There is no Soviet rival for international hearts and minds, intent on shaming the US for its racism. In his famous essay, “The Unipolar Moment,” right wing American political commentator, and former physician, Charles Krauthammer observed that it had “been assumed that the old bipolar world would beget a multipolar world” but that “these assumptions are mistaken. The immediate post-Cold War world is not multipolar. It is unipolar. The center of world power is the unchallenged superpower, the United States, attended by its Western allies” (Krauthammer 1990).

One apparent consequence of the American perception of itself as a unipolar hyperpower (a perception that endures, to this day, whether real or not) is that where once the “Third World” was understood as an ideological battlefield for “hearts and minds,” today, the President of the United States is now free to dismiss developing nations as “shithole countries” and migrant workers from Latin America in the US as “animals.” Moreover, he is free to do this while still enjoying an 89% approval rating from Americans who identify themselves with the Republican Party (Dawsey 2018, and Davis 2018, and Gallup 2018).

Shame only works in relationship to a shared moral belief system and so the absence of any shame in one who has committed wrong-doing would seem to indicate the absence of a counterpart that is capable of inspiring shame in the offender.
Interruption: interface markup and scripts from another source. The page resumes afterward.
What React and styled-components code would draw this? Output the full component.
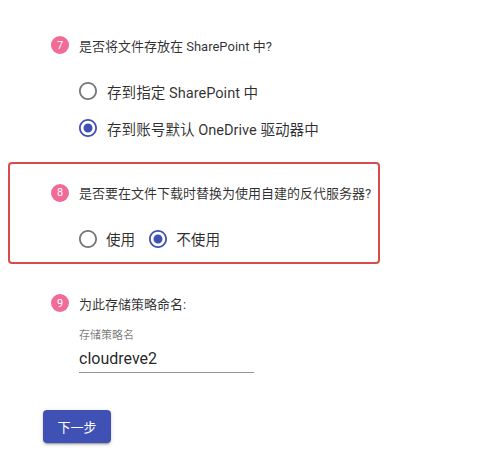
import React from "react";
import styled, { createGlobalStyle } from "styled-components";

const GlobalStyle = createGlobalStyle`
  body {
    margin: 0;
    background: #fff;
    font-family: Roboto, "Noto Sans CJK SC", sans-serif;
    color: rgba(0, 0, 0, 0.87);
  }
`;

const steps = [
  {
    no: 7,
    title: "是否将文件存放在 SharePoint 中?",
    inline: false,
    options: ["存到指定 SharePoint 中", "存到账号默认 OneDrive 驱动器中"],
    checked: 1,
  },
  {
    no: 8,
    title: "是否要在文件下载时替换为使用自建的反代服务器?",
    inline: true,
    highlight: true,
    options: ["使用", "不使用"],
    checked: 1,
  },
];

const RadioIcon = ({ checked }) => (
  <RadioSvg viewBox="2 2 20 20" $checked={checked}>
    <path d="M12 2C6.48 2 2 6.48 2 12s4.48 10 10 10 10-4.48 10-10S17.52 2 12 2zm0 18c-4.42 0-8-3.58-8-8s3.58-8 8-8 8 3.58 8 8-3.58 8-8 8z" />
    {checked && <path d="M12 7c-2.76 0-5 2.24-5 5s2.24 5 5 5 5-2.24 5-5-2.24-5-5-5z" />}
  </RadioSvg>
);

const App = () => {
  return (
    <Page>
      <GlobalStyle />
      {steps.map((s) => (
        <Step key={s.no} $highlight={s.highlight}>
          <Question>
            <Badge>{s.no}</Badge>
            <span>{s.title}</span>
          </Question>
          <Options $inline={s.inline}>
            {s.options.map((o, i) => (
              <Option key={o} $inline={s.inline}>
                <RadioIcon checked={i === s.checked} />
                <span>{o}</span>
              </Option>
            ))}
          </Options>
        </Step>
      ))}
      <Step>
        <Question>
          <Badge>9</Badge>
          <span>为此存储策略命名:</span>
        </Question>
        <Field>
          <FieldLabel>存储策略名</FieldLabel>
          <FieldInput defaultValue="cloudreve2" />
        </Field>
      </Step>
      <Actions>
        <Button>下一步</Button>
      </Actions>
    </Page>
  );
};

const Page = styled.div`
  padding: 14px 0 20px 8px;
`;

const Step = styled.div`
  box-sizing: border-box;
  width: 372px;
  border: 2.5px solid ${(p) => (p.$highlight ? "#d94b4b" : "transparent")};
  border-radius: 4px;
  padding: 19px 0 4.5px 41px;
  margin-bottom: 8.5px;
`;

const Question = styled.div`
  display: flex;
  align-items: center;
  gap: 10px;
  height: 20px;
  font-size: 13px;
  color: rgba(0, 0, 0, 0.82);
`;

const Badge = styled.span`
  width: 18px;
  height: 18px;
  border-radius: 50%;
  background: #f06b96;
  color: #fff;
  font-size: 11px;
  display: flex;
  align-items: center;
  justify-content: center;
`;

const Options = styled.div`
  display: flex;
  flex-direction: ${(p) => (p.$inline ? "row" : "column")};
  gap: ${(p) => (p.$inline ? "14px" : "0")};
  margin: 17.5px 0 0 28px;
`;

const Option = styled.label`
  display: flex;
  align-items: center;
  gap: ${(p) => (p.$inline ? "9px" : "10px")};
  height: 37px;
  font-size: 14.6px;
  color: rgba(0, 0, 0, 0.82);
`;

const RadioSvg = styled.svg`
  width: 18px;
  height: 18px;
  fill: ${(p) => (p.$checked ? "#3f51b5" : "rgba(0, 0, 0, 0.54)")};
`;

const Field = styled.div`
  display: flex;
  flex-direction: column;
  width: 175px;
  margin: 16px 0 0 28px;
`;

const FieldLabel = styled.label`
  font-size: 11px;
  line-height: 14px;
  color: rgba(0, 0, 0, 0.54);
`;

const FieldInput = styled.input`
  margin-top: 4px;
  border: none;
  border-bottom: 1px solid rgba(0, 0, 0, 0.42);
  padding: 0 0 3px;
  height: 22px;
  font-family: Roboto, "Noto Sans CJK SC", sans-serif;
  font-size: 16px;
  color: rgba(0, 0, 0, 0.87);
  outline: none;
  background: transparent;
`;

const Actions = styled.div`
  display: flex;
  margin: 30px 0 0 35px;
`;

const Button = styled.button`
  width: 68px;
  height: 33px;
  border: none;
  border-radius: 4px;
  background: #3f51b5;
  color: #fff;
  font-family: Roboto, "Noto Sans CJK SC", sans-serif;
  font-size: 13px;
  box-shadow: 0 3px 1px -2px rgba(0, 0, 0, 0.2), 0 2px 2px 0 rgba(0, 0, 0, 0.14),
    0 1px 5px 0 rgba(0, 0, 0, 0.12);
  cursor: pointer;
`;

export default App;
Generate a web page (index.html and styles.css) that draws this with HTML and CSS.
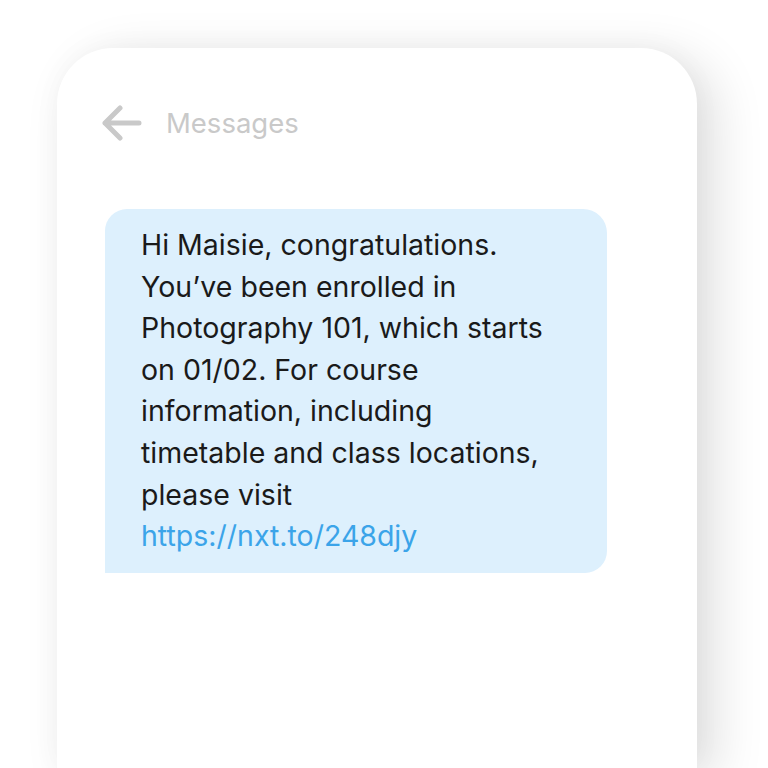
FILE: index.html
```html
<!DOCTYPE html>
<html lang="en">
<head>
<meta charset="utf-8">
<title>Messages</title>
<link rel="stylesheet" href="styles.css">
</head>
<body>
<div class="phone">
  <header class="header">
    <svg class="back" width="40" height="36" viewBox="0 0 40 36" aria-hidden="true">
      <path d="M18 3 L3 18 L18 33 M3 18 H37" fill="none" stroke="#c9c9c9" stroke-width="5" stroke-linecap="round" stroke-linejoin="round"/>
    </svg>
    <span class="title">Messages</span>
  </header>
  <div class="bubble">
    <p class="msg">Hi Maisie, congratulations.<br>You’ve been enrolled in<br>Photography 101, which starts<br>on 01/02. For course<br>information, including<br>timetable and class locations,<br>please visit<br><span class="link">https://nxt.to/248djy</span></p>
  </div>
</div>
</body>
</html>
```
FILE: styles.css
```css
html, body {
  margin: 0;
  padding: 0;
  background: #ffffff;
  overflow: hidden;
  height: 768px;
}
body {
  font-family: Inter, "Liberation Sans", sans-serif;
}
.phone {
  margin: 48px 0 0 57px;
  width: 640px;
  height: 720px;
  background: #ffffff;
  border-radius: 56px 56px 0 0;
  box-shadow: 18px 10px 50px rgba(0, 0, 0, 0.13), 0 0 30px rgba(0, 0, 0, 0.03);
  padding: 57px 0 0 0;
  box-sizing: border-box;
}
.header {
  display: flex;
  align-items: center;
  gap: 24px;
  padding-left: 45px;
  height: 36px;
}
.back {
  display: block;
}
.title {
  font-size: 27.5px;
  color: #c9c9c9;
}
.bubble {
  margin: 68px 0 0 48px;
  width: 502px;
  background: #ddf0fd;
  border-radius: 22px 24px 22px 0;
  padding: 15px 20px 16px 36px;
  box-sizing: border-box;
}
.msg {
  margin: 0;
  font-size: 28.5px;
  line-height: 41.6px;
  color: #1a1a1a;
}
.link {
  color: #3ba4e9;
}
```
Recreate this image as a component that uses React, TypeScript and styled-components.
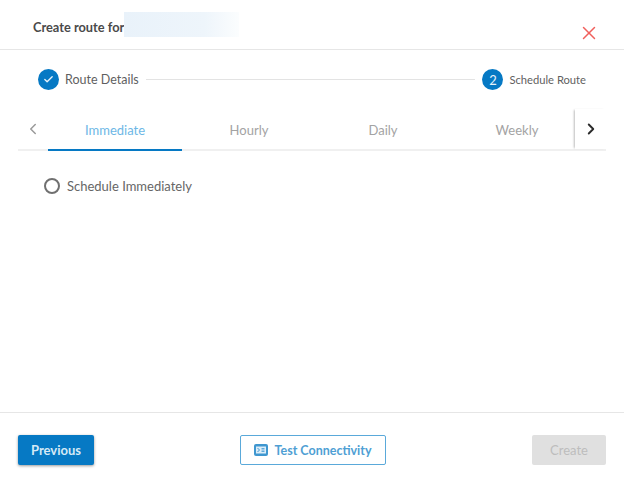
import React from "react";
import styled, { createGlobalStyle } from "styled-components";
import { Check, ChevronLeft, ChevronRight, X } from "lucide-react";

const Global = createGlobalStyle`
  html, body {
    margin: 0;
    padding: 0;
    background: #fff;
  }
  * {
    box-sizing: border-box;
  }
`;

const Dialog = styled.div`
  width: 624px;
  height: 492px;
  display: flex;
  flex-direction: column;
  font-family: Lato, "Noto Sans", sans-serif;
  background: #fff;
  overflow: hidden;
`;

const Header = styled.div`
  height: 50px;
  flex: none;
  display: flex;
  align-items: flex-start;
  justify-content: space-between;
  padding: 12px 24px 0 33px;
  border-bottom: 1px solid #e6e6e6;
`;

const TitleRow = styled.div`
  display: flex;
  align-items: center;
  height: 25px;
`;

const Title = styled.span`
  font-size: 12.8px;
  font-weight: 700;
  color: #4a4a4a;
  padding-top: 5px;
`;

const Redacted = styled.div`
  width: 115px;
  height: 25px;
  background: linear-gradient(90deg, #e9f2fa, #eef5fb 70%, #fbfdfe);
`;

const CloseButton = styled.div`
  display: flex;
  margin-top: 10px;
  color: #f0605c;
`;

const Stepper = styled.div`
  height: 59px;
  flex: none;
  display: flex;
  align-items: center;
  padding: 0 38px;
`;

const StepCircle = styled.div`
  width: 21px;
  height: 21px;
  flex: none;
  border-radius: 50%;
  background: #0679c4;
  color: #e6f2fa;
  font-size: 13px;
  font-weight: 400;
  display: flex;
  align-items: center;
  justify-content: center;
`;

const StepLabel = styled.span<{ $small?: boolean }>`
  margin-left: 6px;
  font-size: ${(p) => (p.$small ? "11.2px" : "12.5px")};
  color: #5f5f5f;
  white-space: nowrap;
`;

const StepLine = styled.div`
  flex: 1;
  height: 1px;
  margin: 0 7px;
  background: #e3e3e3;
`;

const TabBar = styled.div`
  height: 42px;
  flex: none;
  margin: 0 18px;
  display: flex;
  border-bottom: 2px solid #f0f0f0;
`;

const TabArrow = styled.div<{ $active?: boolean; $edge?: boolean }>`
  width: ${(p) => (p.$edge ? "31px" : "30px")};
  flex: none;
  display: flex;
  align-items: center;
  justify-content: center;
  color: ${(p) => (p.$active ? "#2b2b2b" : "#9a9a9a")};
  box-shadow: ${(p) => (p.$edge ? "-2px 0 2px -1px #bdbdbd" : "none")};
`;

const Tabs = styled.div`
  flex: 1;
  min-width: 0;
  margin-bottom: -2px;
  display: flex;
  overflow: hidden;
`;

const Tab = styled.div<{ $active?: boolean }>`
  flex: none;
  width: 134px;
  height: 42px;
  display: flex;
  align-items: center;
  justify-content: center;
  padding-top: 2px;
  font-size: 13px;
  color: ${(p) => (p.$active ? "#6db7e6" : "#a3a3a3")};
  border-bottom: 2px solid ${(p) => (p.$active ? "#0679c4" : "transparent")};
`;

const Content = styled.div`
  flex: 1;
  padding: 27px 44px 0;
`;

const RadioRow = styled.label`
  display: flex;
  align-items: center;
  gap: 7px;
  font-size: 13px;
  color: #666;
`;

const RadioDot = styled.span`
  width: 16px;
  height: 16px;
  border-radius: 50%;
  border: 2px solid #707070;
`;

const Footer = styled.div`
  height: 80px;
  flex: none;
  display: flex;
  align-items: flex-start;
  justify-content: space-between;
  padding: 22px 18px 0;
  border-top: 1px solid #e6e6e6;
`;

const Button = styled.div<{ $variant: "primary" | "outline" | "disabled" }>`
  height: 30px;
  display: flex;
  align-items: center;
  justify-content: center;
  gap: 6px;
  border-radius: 2px;
  font-size: ${(p) => (p.$variant === "outline" ? "12.5px" : "13px")};
  width: ${(p) => (p.$variant === "outline" ? "146px" : p.$variant === "primary" ? "76px" : "74px")};
  color: ${(p) => (p.$variant === "primary" ? "#d5e9f6" : p.$variant === "outline" ? "#4f9fd4" : "#bdbdbd")};
  background: ${(p) => (p.$variant === "primary" ? "#0679c4" : p.$variant === "outline" ? "#fff" : "#e0e0e0")};
  border: ${(p) => (p.$variant === "outline" ? "1px solid #5aa9da" : "none")};
  box-shadow: ${(p) => (p.$variant === "primary" ? "0 1px 3px rgba(0,0,0,.4)" : "none")};
  font-weight: ${(p) => (p.$variant === "disabled" ? 400 : 700)};
`;

const TerminalIcon = () => (
  <svg width="14" height="12" viewBox="0 0 14 12">
    <rect x="0" y="0" width="14" height="12" rx="2" fill="#3f97d0" />
    <rect x="2" y="2.5" width="10" height="7" fill="#dcedf8" />
    <path d="M3.5 4l2 2-2 2" fill="none" stroke="#3f97d0" strokeWidth="1" />
    <path d="M7.5 4.5h3M7.5 6h3M7.5 7.5h3" stroke="#3f97d0" strokeWidth="0.8" />
  </svg>
);

export default function App() {
  return (
    <Dialog>
      <Global />
      <Header>
        <TitleRow>
          <Title>Create route for</Title>
          <Redacted />
        </TitleRow>
        <CloseButton>
          <X size={22} strokeWidth={1.6} />
        </CloseButton>
      </Header>

      <Stepper>
        <StepCircle>
          <Check size={11} strokeWidth={3} />
        </StepCircle>
        <StepLabel>Route Details</StepLabel>
        <StepLine />
        <StepCircle>2</StepCircle>
        <StepLabel $small>Schedule Route</StepLabel>
      </Stepper>

      <TabBar>
        <TabArrow>
          <ChevronLeft size={18} strokeWidth={2} />
        </TabArrow>
        <Tabs>
          <Tab $active>Immediate</Tab>
          <Tab>Hourly</Tab>
          <Tab>Daily</Tab>
          <Tab>Weekly</Tab>
        </Tabs>
        <TabArrow $active $edge>
          <ChevronRight size={18} strokeWidth={2.5} />
        </TabArrow>
      </TabBar>

      <Content>
        <RadioRow>
          <RadioDot />
          Schedule Immediately
        </RadioRow>
      </Content>

      <Footer>
        <Button $variant="primary">Previous</Button>
        <Button $variant="outline">
          <TerminalIcon />
          Test Connectivity
        </Button>
        <Button $variant="disabled">Create</Button>
      </Footer>
    </Dialog>
  );
}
Certainly, there is no clear geo-political counterpart to the United States to match the Cold War-era rivalry that the US had with the Soviet Union, and with the rise of racist, nationalist, politics throughout the EU it is unclear to what extent Europeans still possess the capacity (or the political will) to shame the United States for its racism and excesses. Indeed, with no clear rival, and with little sincere indication of discomfort from its “allies,” there is nothing to inspire shame in the American hyperpower, and this, in part, is why Donald Trump is the President of the United States.